Distinction from Other Cases
The court made a distinction between the current case and several cited precedents involving bonds and affidavits. It pointed out that in the cases of Elliott v. Bellevue Gas and Oil Company and Craig v. Spencer, the sureties had signed affidavits that explicitly recognized their roles as sureties on the bonds in question. In those instances, the agreements were enforced because the affidavits clearly indicated the signatories' intent to be bound. However, in the case at hand, the affidavit did not contain any such acknowledgment regarding the bond, nor did it establish that the defendants intended to be bound by its terms. The court highlighted that the differences in statutory requirements and the explicit language used in the respective cases were significant in determining the validity of the agreements. As such, the court concluded that the prior cases did not apply to the current situation, reinforcing its decision that the bond was unenforceable due to the lack of necessary subscription by the defendants.
Conclusion of the Court
Ultimately, the court affirmed the dismissal of the action, holding that the bond was void due to the defendants' failure to subscribe it as required under the statute of frauds.

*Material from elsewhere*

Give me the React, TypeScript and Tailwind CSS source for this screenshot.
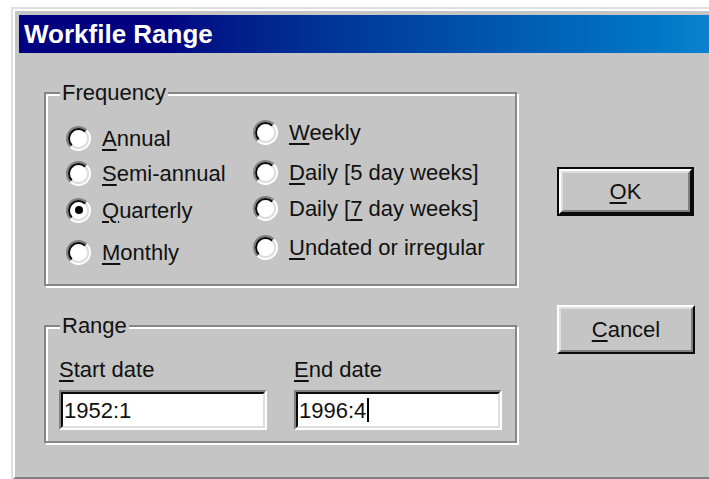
import React from 'react';

// Win95-style "Workfile Range" dialog

type Choice = { label: React.ReactNode; space: string; checked?: boolean };

function Key({ children }: { children: React.ReactNode }) {
  return <u className="underline decoration-2 underline-offset-[3px]">{children}</u>;
}

const leftChoices: Choice[] = [
  { label: <><Key>A</Key>nnual</>, space: 'mt-0' },
  { label: <><Key>S</Key>emi-annual</>, space: 'mt-[5px]' },
  { label: <><Key>Q</Key>uarterly</>, space: 'mt-[7px]', checked: true },
  { label: <><Key>M</Key>onthly</>, space: 'mt-[12px]' },
];

const rightChoices: Choice[] = [
  { label: <><Key>W</Key>eekly</>, space: 'mt-0' },
  { label: <><Key>D</Key>aily [5 day weeks]</>, space: 'mt-[10px]' },
  { label: <>Daily [<Key>7</Key> day weeks]</>, space: 'mt-[6px]' },
  { label: <><Key>U</Key>ndated or irregular</>, space: 'mt-[9px]' },
];

function Radio({ checked }: { checked?: boolean }) {
  return (
    <span className="flex h-[25px] w-[25px] shrink-0 rounded-full border-2 border-t-[#808080] border-l-[#808080] border-r-white border-b-white">
      <span className="flex flex-1 items-center justify-center rounded-full border-2 border-t-[#0a0a0a] border-l-[#0a0a0a] border-r-[#dfdfdf] border-b-[#dfdfdf] bg-white">
        {checked && <span className="h-[8px] w-[8px] rounded-full bg-black" />}
      </span>
    </span>
  );
}

function ChoiceRow({ c }: { c: Choice }) {
  return (
    <div className={`flex h-[30px] items-center gap-[11px] ${c.space}`}>
      <Radio checked={c.checked} />
      <span className="whitespace-nowrap">{c.label}</span>
    </div>
  );
}

function GroupBox({ title, children }: { title: string; children: React.ReactNode }) {
  return (
    <fieldset className="w-[473px] border-2 border-[#868686] shadow-[2px_2px_0_#fff,inset_2px_2px_0_#fff]">
      <legend className="ml-[14px] bg-[#c5c5c5] px-[2px] leading-[24px]">{title}</legend>
      {children}
    </fieldset>
  );
}

function DateField({ label, value, caret }: { label: React.ReactNode; value: string; caret?: boolean }) {
  return (
    <div className="flex flex-col">
      <span className="leading-[24px]">{label}</span>
      <div className="mt-[8px] flex h-[40px] w-[208px] border-2 border-t-[#808080] border-l-[#808080] border-r-white border-b-white">
        <div className="flex flex-1 items-center border-2 border-t-[#0a0a0a] border-l-[#0a0a0a] border-r-[#dfdfdf] border-b-[#dfdfdf] bg-white pl-[1px]">
          <span>{value}</span>
          {caret && <span className="ml-[1px] h-[24px] w-[2px] bg-black" />}
        </div>
      </div>
    </div>
  );
}

function Button({ children, isDefault }: { children: React.ReactNode; isDefault?: boolean }) {
  const bevel = (
    <div className="flex flex-1 border-2 border-t-white border-l-white border-r-[#0a0a0a] border-b-[#0a0a0a]">
      <div className="flex flex-1 items-center justify-center border-2 border-t-[#dfdfdf] border-l-[#dfdfdf] border-r-[#808080] border-b-[#808080]">
        {children}
      </div>
    </div>
  );
  if (isDefault) {
    return <div className="flex h-[49px] w-[137px] border-2 border-[#0a0a0a]">{bevel}</div>;
  }
  return <div className="flex h-[49px] w-[138px]">{bevel}</div>;
}

export default function App() {
  return (
    <div className="h-[479px] w-[709px] overflow-hidden bg-white pl-[11px] pt-[7px] font-['Liberation_Sans',Arial,sans-serif] text-[22px] text-[#111]">
      <div className="flex h-[474px] w-[720px] border-2 border-t-[#dfdfdf] border-l-[#dfdfdf] border-r-[#0a0a0a] border-b-[#0a0a0a]">
        <div className="flex flex-1 flex-col border-2 border-t-white border-l-white border-r-[#808080] border-b-[#808080] bg-[#c5c5c5] p-[4px]">
          <div className="flex h-[38px] items-center bg-gradient-to-r from-[#000080] from-20% to-[#1084d0] pl-[5px] text-[26px] font-bold leading-none text-white">
            Workfile Range
          </div>

          <div className="flex flex-1 pl-[25px]">
            <div className="flex flex-col">
              <div className="mt-[28px]">
                <GroupBox title="Frequency">
                  <div className="grid grid-cols-[187px_1fr] pb-[17px] pl-[20px]">
                    <div className="flex flex-col pt-[18px]">
                      {leftChoices.map((c, i) => (
                        <ChoiceRow key={i} c={c} />
                      ))}
                    </div>
                    <div className="flex flex-col pt-[12px]">
                      {rightChoices.map((c, i) => (
                        <ChoiceRow key={i} c={c} />
                      ))}
                    </div>
                  </div>
                </GroupBox>
              </div>

              <div className="mt-[28px]">
                <GroupBox title="Range">
                  <div className="flex gap-[27px] pb-[11px] pl-[13px] pt-[20px]">
                    <DateField label={<><Key>S</Key>tart date</>} value="1952:1" />
                    <DateField label={<><Key>E</Key>nd date</>} value="1996:4" caret />
                  </div>
                </GroupBox>
              </div>
            </div>

            <div className="ml-[40px] flex flex-col pt-[114px]">
              <Button isDefault>
                <span><Key>O</Key>K</span>
              </Button>
              <div className="mt-[89px]">
                <Button>
                  <span><Key>C</Key>ancel</span>
                </Button>
              </div>
            </div>
          </div>
        </div>
      </div>
    </div>
  );
}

The court noted that the lack of proper subscription left no basis for enforcing the bond against the defendants. It reasoned that allowing enforcement of the bond under the circumstances would contradict the protective purpose of the statute of frauds, which seeks to ensure that obligations to answer for the debt of another are clearly articulated and formally agreed to. By affirming the lower court's judgment, the court reinforced the principle that strict adherence to statutory requirements is essential in matters of contractual obligation, particularly when dealing with surety agreements. Consequently, the case was closed, with the court's ruling underscoring the importance of formalities in legal agreements.